Besides the single player, what do you think the most unique aspect of Titanfall 2 is that sets it apart from its predecessor?

[JE] Aside from the single player, the variety in single player was surprising me when we were making it. I did not expect it to be so varied; usually I feel as if you took a mechanic from a level in Titanfall you almost could build an entire game out of that mechanic and just get wrapped up in that, but the fact that it changes level by level, section by section, is surprising to me. The type of single player that TitanFall 2 has sets it apart from other games, but multiplayer I think it’s the depth mixture: the fidelity, the personality, the art style — the audio is banging, I mean it’s just all there. I think what will really set the entire thing apart is the writing in the single player and the depth and quality of what they’re getting in multiplayer, so as an entire package I feel like you’re getting your bang for your buck when you pick it up.

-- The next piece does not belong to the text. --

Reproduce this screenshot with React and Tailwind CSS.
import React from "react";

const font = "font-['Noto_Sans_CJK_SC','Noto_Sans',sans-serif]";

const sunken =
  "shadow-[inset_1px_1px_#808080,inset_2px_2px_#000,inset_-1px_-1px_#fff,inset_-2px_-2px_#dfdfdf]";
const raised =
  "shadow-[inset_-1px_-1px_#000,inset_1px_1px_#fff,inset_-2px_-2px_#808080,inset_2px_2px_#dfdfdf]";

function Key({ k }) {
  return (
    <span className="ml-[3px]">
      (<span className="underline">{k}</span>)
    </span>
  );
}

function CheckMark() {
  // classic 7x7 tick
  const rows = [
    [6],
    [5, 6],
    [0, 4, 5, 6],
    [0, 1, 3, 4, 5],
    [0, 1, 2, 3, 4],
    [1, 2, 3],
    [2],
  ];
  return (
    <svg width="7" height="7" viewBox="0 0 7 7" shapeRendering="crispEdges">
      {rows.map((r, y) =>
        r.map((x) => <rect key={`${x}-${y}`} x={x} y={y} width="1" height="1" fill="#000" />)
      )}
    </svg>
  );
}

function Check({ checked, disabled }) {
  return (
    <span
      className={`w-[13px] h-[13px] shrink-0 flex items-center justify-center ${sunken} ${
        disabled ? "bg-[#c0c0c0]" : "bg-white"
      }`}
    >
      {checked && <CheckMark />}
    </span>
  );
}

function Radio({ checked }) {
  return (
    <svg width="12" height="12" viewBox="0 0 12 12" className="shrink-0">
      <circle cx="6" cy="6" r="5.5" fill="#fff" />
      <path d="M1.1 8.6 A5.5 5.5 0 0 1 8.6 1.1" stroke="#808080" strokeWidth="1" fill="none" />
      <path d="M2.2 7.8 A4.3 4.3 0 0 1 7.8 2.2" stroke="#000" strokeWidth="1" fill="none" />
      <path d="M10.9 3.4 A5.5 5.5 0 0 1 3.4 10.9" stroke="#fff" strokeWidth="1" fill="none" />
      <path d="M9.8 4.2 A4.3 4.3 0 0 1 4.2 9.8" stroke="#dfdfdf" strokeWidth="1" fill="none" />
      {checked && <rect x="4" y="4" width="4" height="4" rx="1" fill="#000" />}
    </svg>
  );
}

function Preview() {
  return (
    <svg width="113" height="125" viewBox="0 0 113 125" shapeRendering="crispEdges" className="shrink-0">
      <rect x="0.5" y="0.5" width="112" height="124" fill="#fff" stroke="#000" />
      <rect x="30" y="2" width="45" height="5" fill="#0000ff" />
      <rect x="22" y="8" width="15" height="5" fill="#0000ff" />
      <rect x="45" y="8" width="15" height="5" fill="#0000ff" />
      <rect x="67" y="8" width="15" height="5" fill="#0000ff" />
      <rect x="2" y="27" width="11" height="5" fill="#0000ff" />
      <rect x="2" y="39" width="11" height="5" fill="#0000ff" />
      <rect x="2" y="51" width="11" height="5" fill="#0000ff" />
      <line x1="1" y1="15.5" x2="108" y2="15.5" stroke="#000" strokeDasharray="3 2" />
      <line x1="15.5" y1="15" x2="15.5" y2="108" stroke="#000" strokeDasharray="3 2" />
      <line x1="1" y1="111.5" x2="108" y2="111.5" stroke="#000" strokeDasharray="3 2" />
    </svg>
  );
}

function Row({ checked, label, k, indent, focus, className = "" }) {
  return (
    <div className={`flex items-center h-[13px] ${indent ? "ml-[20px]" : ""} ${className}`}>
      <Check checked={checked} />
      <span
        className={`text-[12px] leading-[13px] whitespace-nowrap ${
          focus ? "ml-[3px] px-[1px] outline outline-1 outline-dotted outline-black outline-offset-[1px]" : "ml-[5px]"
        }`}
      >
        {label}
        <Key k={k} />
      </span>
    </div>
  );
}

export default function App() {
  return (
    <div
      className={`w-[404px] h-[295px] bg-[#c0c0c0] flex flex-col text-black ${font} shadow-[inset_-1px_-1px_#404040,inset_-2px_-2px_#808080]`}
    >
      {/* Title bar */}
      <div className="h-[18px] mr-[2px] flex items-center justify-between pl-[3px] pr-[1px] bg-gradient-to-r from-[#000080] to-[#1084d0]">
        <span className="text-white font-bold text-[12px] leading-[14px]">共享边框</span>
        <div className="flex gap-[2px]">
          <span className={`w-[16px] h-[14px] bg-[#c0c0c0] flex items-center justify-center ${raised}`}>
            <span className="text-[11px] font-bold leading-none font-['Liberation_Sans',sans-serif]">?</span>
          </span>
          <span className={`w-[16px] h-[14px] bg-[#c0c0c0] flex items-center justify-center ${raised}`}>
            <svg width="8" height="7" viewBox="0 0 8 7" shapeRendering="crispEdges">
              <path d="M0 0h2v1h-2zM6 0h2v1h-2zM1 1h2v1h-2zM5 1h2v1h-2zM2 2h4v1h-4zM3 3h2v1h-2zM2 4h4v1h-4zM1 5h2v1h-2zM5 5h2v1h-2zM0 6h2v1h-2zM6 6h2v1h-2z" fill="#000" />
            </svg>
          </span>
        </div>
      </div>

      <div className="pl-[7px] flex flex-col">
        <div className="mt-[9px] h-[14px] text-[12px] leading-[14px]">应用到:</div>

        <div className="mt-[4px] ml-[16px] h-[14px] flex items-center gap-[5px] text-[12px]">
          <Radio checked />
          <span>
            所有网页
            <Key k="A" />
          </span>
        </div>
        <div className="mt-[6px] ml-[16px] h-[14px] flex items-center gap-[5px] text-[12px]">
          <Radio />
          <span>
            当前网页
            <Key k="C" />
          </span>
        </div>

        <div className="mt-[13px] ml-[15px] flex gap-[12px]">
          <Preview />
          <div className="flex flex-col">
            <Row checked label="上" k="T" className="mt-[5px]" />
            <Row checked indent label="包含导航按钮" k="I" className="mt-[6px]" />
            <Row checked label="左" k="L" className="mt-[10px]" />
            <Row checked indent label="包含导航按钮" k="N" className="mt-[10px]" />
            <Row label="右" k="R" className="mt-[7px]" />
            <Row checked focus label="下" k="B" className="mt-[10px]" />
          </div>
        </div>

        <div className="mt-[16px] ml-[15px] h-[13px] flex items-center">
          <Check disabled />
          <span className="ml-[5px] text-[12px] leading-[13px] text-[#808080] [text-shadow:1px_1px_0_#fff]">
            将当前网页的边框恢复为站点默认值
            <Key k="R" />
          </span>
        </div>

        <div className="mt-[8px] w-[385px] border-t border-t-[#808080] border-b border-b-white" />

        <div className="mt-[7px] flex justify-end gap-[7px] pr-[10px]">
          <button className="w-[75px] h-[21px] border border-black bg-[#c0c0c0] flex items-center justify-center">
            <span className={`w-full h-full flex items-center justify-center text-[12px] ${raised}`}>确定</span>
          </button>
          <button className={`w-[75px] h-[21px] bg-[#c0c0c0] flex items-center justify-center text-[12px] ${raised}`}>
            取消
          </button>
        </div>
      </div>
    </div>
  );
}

Can you talk about some of the new modes and which one you think will prove to be the most popular?

[JE] Jeez, I don’t know, what’s your favorite Vince?

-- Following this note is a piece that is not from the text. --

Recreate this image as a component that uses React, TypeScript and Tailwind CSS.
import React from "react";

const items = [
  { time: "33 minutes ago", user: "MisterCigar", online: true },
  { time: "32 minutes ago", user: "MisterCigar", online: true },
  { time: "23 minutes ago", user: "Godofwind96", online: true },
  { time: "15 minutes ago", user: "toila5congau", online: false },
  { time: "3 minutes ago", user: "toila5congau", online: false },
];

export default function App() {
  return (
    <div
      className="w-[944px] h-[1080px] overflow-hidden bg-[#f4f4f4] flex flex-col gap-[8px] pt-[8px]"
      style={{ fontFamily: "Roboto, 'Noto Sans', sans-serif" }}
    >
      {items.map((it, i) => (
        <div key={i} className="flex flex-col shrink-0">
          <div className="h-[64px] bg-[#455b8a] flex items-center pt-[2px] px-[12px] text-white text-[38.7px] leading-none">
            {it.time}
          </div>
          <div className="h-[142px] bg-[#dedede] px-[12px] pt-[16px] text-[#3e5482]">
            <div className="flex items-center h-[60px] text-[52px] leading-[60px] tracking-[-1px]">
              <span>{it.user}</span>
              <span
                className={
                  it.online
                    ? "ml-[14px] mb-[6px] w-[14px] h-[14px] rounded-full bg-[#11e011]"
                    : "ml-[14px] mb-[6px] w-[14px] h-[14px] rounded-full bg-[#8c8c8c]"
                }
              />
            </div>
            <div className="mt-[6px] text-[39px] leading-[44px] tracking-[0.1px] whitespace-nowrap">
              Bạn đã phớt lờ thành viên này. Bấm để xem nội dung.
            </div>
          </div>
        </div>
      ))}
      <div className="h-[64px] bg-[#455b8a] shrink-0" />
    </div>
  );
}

[VZ] It’s hard to say, I mean Attrition’s always great — I like LTS.

[JE] Yeah, it’s pretty cool, and they added the new battery mechanic too, which is really interesting. I’ve always been a huge fan of Attrition, and I love Attrition even more now that our progression system changed, so I get to use all my equipment that I love, and just level that all up and have a great time. I love grinding, you know like leveling up on all the minions and stuff, I mean the environment, but I love the idea that Attrition seems to work even better now because it’s more, the game is more of an emphasis on team play, you know, even with the networks that we added to the game, so you can party up easier with people that you know and you can make new friends, but going in and actually working as a team, being able to — the cosmetic side, being able to get all on the same palette, so you roll into a game and you look at the other team and they’re all like matte black, and you’re like, “what the hell — who are these people?” — it’s really cool.

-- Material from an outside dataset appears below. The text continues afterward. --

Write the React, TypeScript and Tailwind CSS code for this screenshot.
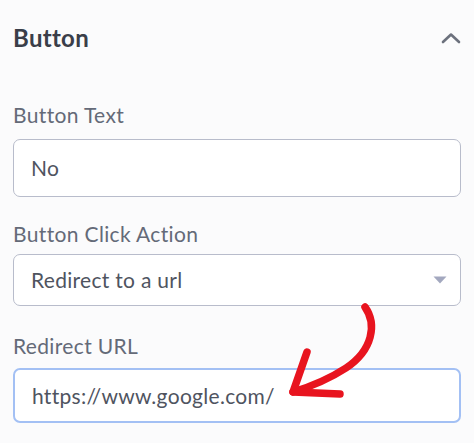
import React from 'react';

const font = { fontFamily: 'Lato, "Open Sans", sans-serif' };

function Label({ children, className }: { children: React.ReactNode; className: string }) {
  return <p className={`text-[21px] leading-[24px] tracking-[0.35px] text-[#646a78] ${className}`}>{children}</p>;
}

export default function App() {
  return (
    <div className="relative h-[443px] w-[474px] overflow-hidden bg-[#fbfbfc]" style={font}>
      <div className="flex flex-col px-[13px] pt-[24px]">
        <div className="flex items-center justify-between">
          <h2 className="text-[24px] font-bold leading-[28px] tracking-[0.3px] text-[#3a3e49]">Button</h2>
          <svg width="22" height="14" viewBox="0 0 22 14" className="mr-[-1px]">
            <path d="M3 11 L11 3.5 L19 11" fill="none" stroke="#6c717d" strokeWidth="2.6" strokeLinecap="round" strokeLinejoin="round" />
          </svg>
        </div>

        <Label className="mt-[51px]">Button Text</Label>
        <div className="mt-[12px] flex h-[58px] items-center rounded-[7px] border-[1.5px] border-[#b8bccb] bg-white px-[17px] text-[21px] tracking-[0.3px] text-[#4f545f]">
          No
        </div>

        <Label className="mt-[25px]">Button Click Action</Label>
        <div className="mt-[8px] flex h-[52px] items-center justify-between rounded-[7px] border-[1.5px] border-[#b8bccb] bg-white pl-[17px] pr-[13px] text-[21px] tracking-[0.3px] text-[#4f545f]">
          <span>Redirect to a url</span>
          <svg width="14" height="8" viewBox="0 0 14 8">
            <path d="M0.5 0.5 L13.5 0.5 L7 7.5 Z" fill="#a3a8bf" />
          </svg>
        </div>

        <Label className="mt-[28px]">Redirect URL</Label>
        <div className="mt-[10px] flex h-[55px] items-center rounded-[7px] border-2 border-[#a3c0f4] bg-white px-[17px] text-[21px] tracking-[0.3px] text-[#4f545f]">
          https://www.google.com/
        </div>
      </div>

      <svg className="pointer-events-none absolute inset-0" width="474" height="443" viewBox="0 0 474 443">
        <g fill="none" stroke="#e8141f" strokeWidth="7.5" strokeLinecap="round" strokeLinejoin="round">
          <path d="M365 307 C377 324 373 350 346 368 C326 381 306 388 293 392" />
          <path d="M307 352 L293 392 L340 394" />
        </g>
      </svg>
    </div>
  );
}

[VZ] Yeah, you get the feeling like, “Oh $#!^, what am I going up against?” and it does, it terrorizes you. It’s psychological.

[JE] I remember a time — like this can actually happen in Titanfall 2 and I can’t wait until it does — I was playing Counter-Strike a long time ago and I hopped into a match with a bunch of dudes speaking German and they were the most tactical SOBs I’ve ever seen in my life, they were like a wall of fire. They would just destroy everything they met, and you could absolutely do something like that in Titanfall 2’s multiplayer, so Attrition is great, but I like Bounty Hunt a lot. I just like the idea of taking the grunts and all the AI in the multiplayer, and actually they’re not just there — they have a purpose. They have a commodity, they have a gameplay purpose, and there’s some other stuff they’re going to release later that actually will take full advantage of that stuff and really push it further. So Bounty Hunt and Attrition for me. I love the fact that we have Pilot v Pilot — super cool, because once in a while I just like to go toe to toe with people as a pilot, and I love the fact that our system allows players to — you can kit your pilot out to go just Pilot v Pilot and not have to worry about artillery for Titans, so I love that. I don’t know if you realized this, but you can adjust your kit on the fly. You don’t have to jump out and — you can — there’s a couple little things that are big that you can’t change mid-match, but for the most part you can reconfigure your loadout right there. If someone’s playing super weird and doing crazy stuff to you, you can react to that basically tactically and just change everything to kind of fight back.